Quick glossary (cricket + betting)
- Implied probability: The win chance suggested by the odds (approx. 1/decimal odds).
- Powerplay: Early overs with fielding restrictions (varies by format/league).
- Death overs: Final overs where scoring and wicket-taking accelerate.
- Run rate (CRR/RRR): Current/required runs per over; key for chase evaluation.
- Edge/value: When your assessed probability is better than the market’s implied probability.

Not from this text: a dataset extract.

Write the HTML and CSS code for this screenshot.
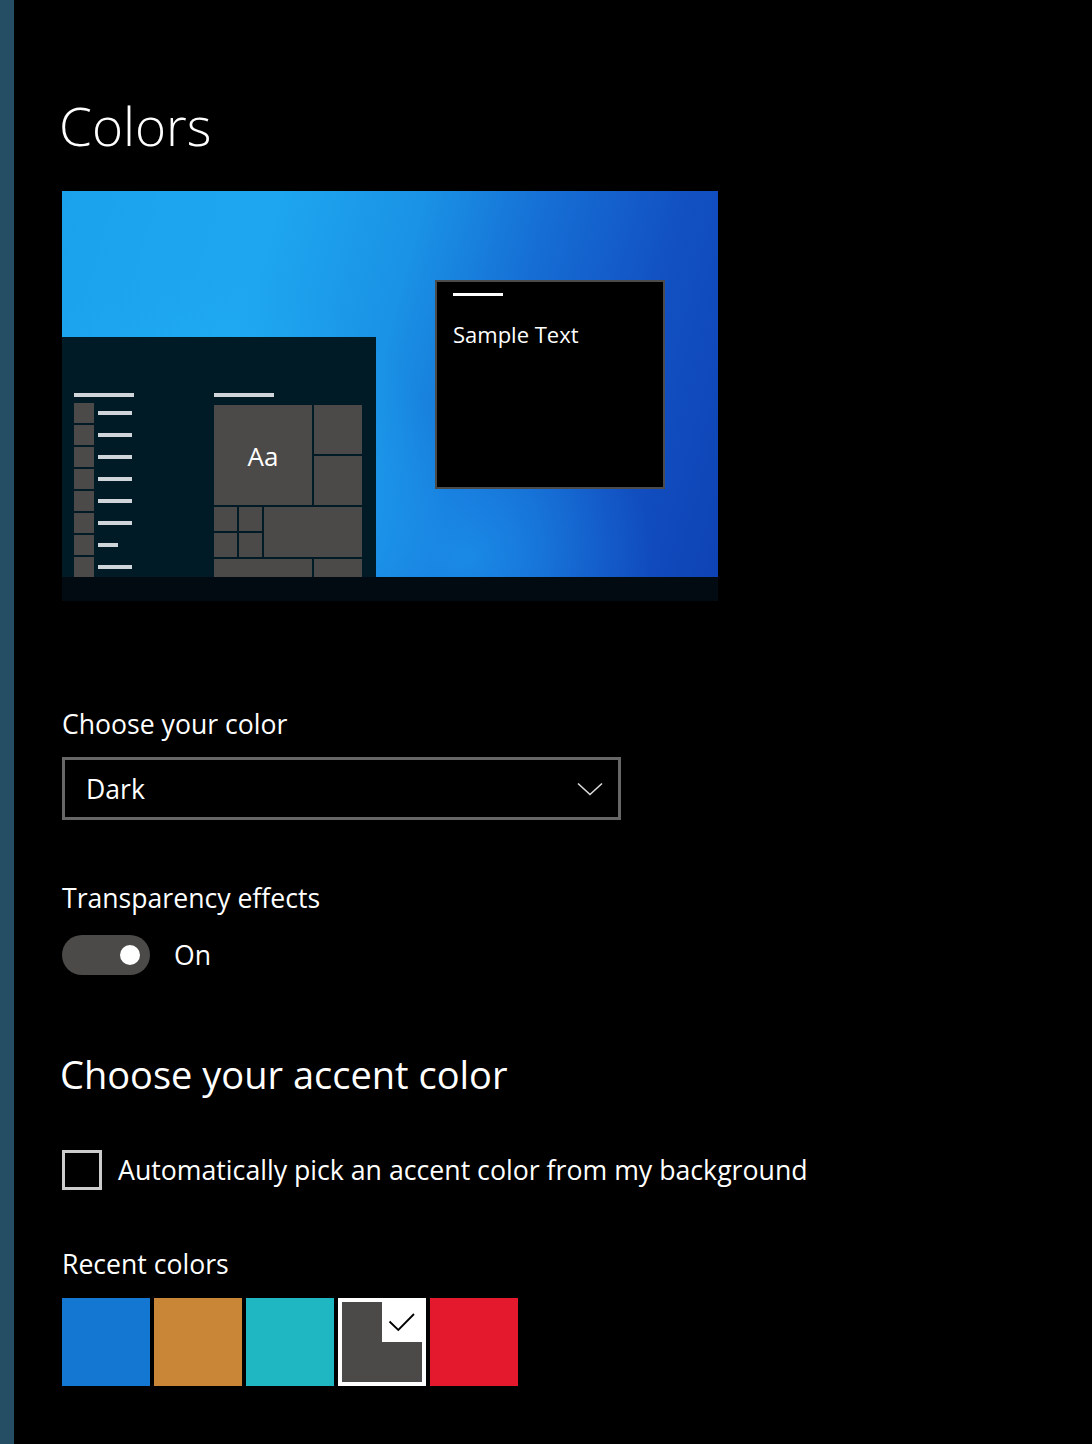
FILE: index.html
```html
<!DOCTYPE html>
<html lang="en">
<head>
<meta charset="utf-8">
<title>Colors</title>
<link rel="stylesheet" href="styles.css">
</head>
<body>
<div class="sidebar"></div>
<main class="main">
  <h1 class="title">Colors</h1>

  <div class="preview">
    <div class="desktop">
      <div class="start">
        <div class="start-list">
          <div class="bar"></div>
          <ul class="apps">
            <li><span class="sq"></span><span class="ln"></span></li>
            <li><span class="sq"></span><span class="ln"></span></li>
            <li><span class="sq"></span><span class="ln"></span></li>
            <li><span class="sq"></span><span class="ln"></span></li>
            <li><span class="sq"></span><span class="ln"></span></li>
            <li><span class="sq"></span><span class="ln"></span></li>
            <li><span class="sq"></span><span class="ln short"></span></li>
            <li><span class="sq"></span><span class="ln"></span></li>
          </ul>
        </div>
        <div class="start-tiles">
          <div class="bar"></div>
          <div class="tiles">
            <div class="tile t-big">Aa</div>
            <div class="tile t-r1"></div>
            <div class="tile t-r2"></div>
            <div class="tile t-s1"></div>
            <div class="tile t-s2"></div>
            <div class="tile t-s3"></div>
            <div class="tile t-s4"></div>
            <div class="tile t-wide"></div>
            <div class="tile t-b1"></div>
            <div class="tile t-b2"></div>
          </div>
        </div>
      </div>
      <div class="window">
        <div class="win-line"></div>
        <div class="win-text">Sample Text</div>
      </div>
    </div>
    <div class="taskbar"></div>
  </div>

  <div class="label label-color">Choose your color</div>
  <div class="dropdown">
    <span class="dd-value">Dark</span>
    <svg class="chev" width="26" height="14" viewBox="0 0 26 14"><path d="M1 1.5 L13 12.5 L25 1.5" fill="none" stroke="#dcdcdc" stroke-width="1.6"/></svg>
  </div>

  <div class="label label-transp">Transparency effects</div>
  <div class="toggle-row">
    <div class="toggle"><span class="knob"></span></div>
    <span class="toggle-text">On</span>
  </div>

  <h2 class="heading">Choose your accent color</h2>

  <div class="check-row">
    <span class="checkbox"></span>
    <span class="check-text">Automatically pick an accent color from my background</span>
  </div>

  <div class="label label-recent">Recent colors</div>
  <div class="swatches">
    <div class="swatch sw-blue"></div>
    <div class="swatch sw-orange"></div>
    <div class="swatch sw-teal"></div>
    <div class="swatch sw-gray selected">
      <span class="sel-corner">
        <svg width="40" height="40" viewBox="0 0 40 40"><path d="M7.5 19.5 L16.3 28 L32 12" fill="none" stroke="#000" stroke-width="1.8"/></svg>
      </span>
    </div>
    <div class="swatch sw-red"></div>
  </div>
</main>
</body>
</html>
```
FILE: styles.css
```css
* { box-sizing: border-box; }

html, body {
  margin: 0;
  padding: 0;
  background: #000;
}

body {
  display: flex;
  min-height: 1444px;
  font-family: "Open Sans", "Noto Sans", sans-serif;
  color: #fff;
}

.sidebar {
  width: 14px;
  flex: 0 0 14px;
  background: #254d63;
}

.main {
  flex: 1;
  padding: 93px 0 0 48px;
}

.title {
  margin: 0 0 32px -3px;
  font-size: 53px;
  font-weight: 300;
  line-height: 66px;
  height: 66px;
}

/* ---------- preview ---------- */
.preview {
  width: 656px;
  height: 410px;
  display: flex;
  flex-direction: column;
}

.desktop {
  position: relative;
  height: 386px;
  overflow: hidden;
  background:
    radial-gradient(ellipse 55% 80% at 20% 78%, rgba(33, 176, 247, 0.85) 0%, rgba(33, 176, 247, 0) 70%),
    radial-gradient(ellipse 40% 60% at 62% 95%, rgba(28, 150, 238, 0.7) 0%, rgba(28, 150, 238, 0) 70%),
    linear-gradient(105deg, #1ba2ed 0%, #1ea7f0 28%, #1a92e5 48%, #166fd5 64%, #1251c2 82%, #0e43b5 100%);
}

.start {
  position: absolute;
  left: 0;
  bottom: 0;
  width: 314px;
  height: 240px;
  overflow: hidden;
  background: #011b26;
  display: flex;
  align-items: flex-start;
  padding: 56px 0 0 12px;
}

.bar {
  width: 60px;
  height: 4px;
  background: #d0d5d9;
}

.start-list {
  width: 60px;
}

.apps {
  list-style: none;
  margin: 6px 0 0;
  padding: 0;
}

.apps li {
  display: flex;
  align-items: center;
  height: 20px;
  margin-bottom: 2px;
}

.sq {
  width: 20px;
  height: 20px;
  background: #4c4a48;
}

.ln {
  width: 34px;
  height: 4px;
  margin-left: 4px;
  background: #d0d5d9;
}

.ln.short { width: 20px; }

.start-tiles {
  margin-left: 80px;
}

.tiles {
  margin-top: 8px;
  display: grid;
  grid-template-columns: 23px 23px 48px 48px;
  grid-template-rows: 49px 49px 24px 24px 24px;
  gap: 2px;
}

.tile { background: #4c4a48; }

.t-big {
  grid-column: 1 / 4;
  grid-row: 1 / 3;
  display: flex;
  align-items: center;
  justify-content: center;
  font-size: 26px;
  line-height: 1;
  padding-top: 2px;
}
.t-r1 { grid-column: 4; grid-row: 1; }
.t-r2 { grid-column: 4; grid-row: 2; }
.t-s1 { grid-column: 1; grid-row: 3; }
.t-s2 { grid-column: 2; grid-row: 3; }
.t-s3 { grid-column: 1; grid-row: 4; }
.t-s4 { grid-column: 2; grid-row: 4; }
.t-wide { grid-column: 3 / 5; grid-row: 3 / 5; }
.t-b1 { grid-column: 1 / 4; grid-row: 5; }
.t-b2 { grid-column: 4; grid-row: 5; }

.window {
  position: absolute;
  left: 373px;
  top: 89px;
  width: 230px;
  height: 209px;
  border: 2px solid #4b4b4b;
  background: #000;
  padding: 11px 16px;
}

.win-line {
  width: 50px;
  height: 3px;
  background: #fff;
}

.win-text {
  margin-top: 24px;
  font-size: 22px;
  line-height: 28px;
}

.taskbar {
  height: 24px;
  background: #010b11;
}

/* ---------- settings ---------- */
.label {
  font-size: 26.6px;
  line-height: 34px;
  height: 34px;
}

.label-color { margin-top: 106px; }
.label-transp { margin-top: 61px; }
.label-recent { margin-top: 57px; }

.dropdown {
  margin-top: 16px;
  width: 559px;
  height: 63px;
  border: 3px solid #676767;
  display: flex;
  align-items: center;
  justify-content: space-between;
  padding: 0 15px 0 21px;
}

.dd-value {
  font-size: 26.6px;
  line-height: 34px;
}

.toggle-row {
  margin-top: 20px;
  display: flex;
  align-items: center;
  height: 40px;
}

.toggle {
  width: 88px;
  height: 40px;
  border-radius: 20px;
  background: #4c4a48;
  display: flex;
  align-items: center;
  justify-content: flex-end;
  padding-right: 10px;
}

.knob {
  width: 20px;
  height: 20px;
  border-radius: 50%;
  background: #fff;
}

.toggle-text {
  margin-left: 24px;
  font-size: 26.6px;
  line-height: 34px;
}

.heading {
  margin: 75px 0 0 -2px;
  font-size: 38px;
  font-weight: 400;
  line-height: 48px;
  height: 48px;
}

.check-row {
  margin-top: 52px;
  display: flex;
  align-items: center;
  height: 40px;
}

.checkbox {
  width: 40px;
  height: 40px;
  border: 3px solid #cccccc;
}

.check-text {
  margin-left: 16px;
  font-size: 26.7px;
  line-height: 34px;
}

.swatches {
  margin-top: 17px;
  display: flex;
  gap: 4px;
}

.swatch {
  width: 88px;
  height: 88px;
}

.sw-blue { background: #1478d2; }
.sw-orange { background: #c98636; }
.sw-teal { background: #1fb7c1; }
.sw-gray { background: #4c4a48; }
.sw-red { background: #e5192d; }

.swatch.selected {
  border: 4px solid #fff;
  display: flex;
  justify-content: flex-end;
  align-items: flex-start;
}

.sel-corner {
  width: 40px;
  height: 40px;
  background: #fff;
  display: block;
}

.sel-corner svg { display: block; }
```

- Variance: Natural randomness; higher in T20 and player markets.
FAQ
What is cricketbook betting?
Cricketbook betting refers to placing wagers on cricket matches and player outcomes using the Cricketbook sportsbook, including pre-match and live (in-play) markets like Match Odds, totals, and player props.
Which cricket markets are best for beginners?
Most beginners do best starting with Match Odds and simple Over/Under totals. They’re easier to track, less sensitive to single-ball randomness than many player or specials markets, and help you learn how cricket odds move.
How do decimal cricket odds work?
Decimal odds show your total return per 1 unit staked (including stake). Profit equals (stake × odds) − stake, and implied probability is approximately 1 ÷ odds.
Are live cricket betting odds updated every ball?
Typically yes. In-play prices can change after almost any delivery—runs, wickets, and even changes in conditions—so it’s important to avoid impulsive bets and focus on overs, wickets, and remaining key bowlers.
What should I check before placing a cricketbook bet?
Check format and venue, pitch and weather, toss/dew impact, confirmed XIs and roles, and key matchups. A short repeatable checklist is usually more effective than chasing lots of stats.
How can I bet more responsibly on cricket?
Use a separate bankroll, keep stakes consistent, set time and loss limits, avoid chasing losses in-play, and only bet when you can explain your reasoning and the risk.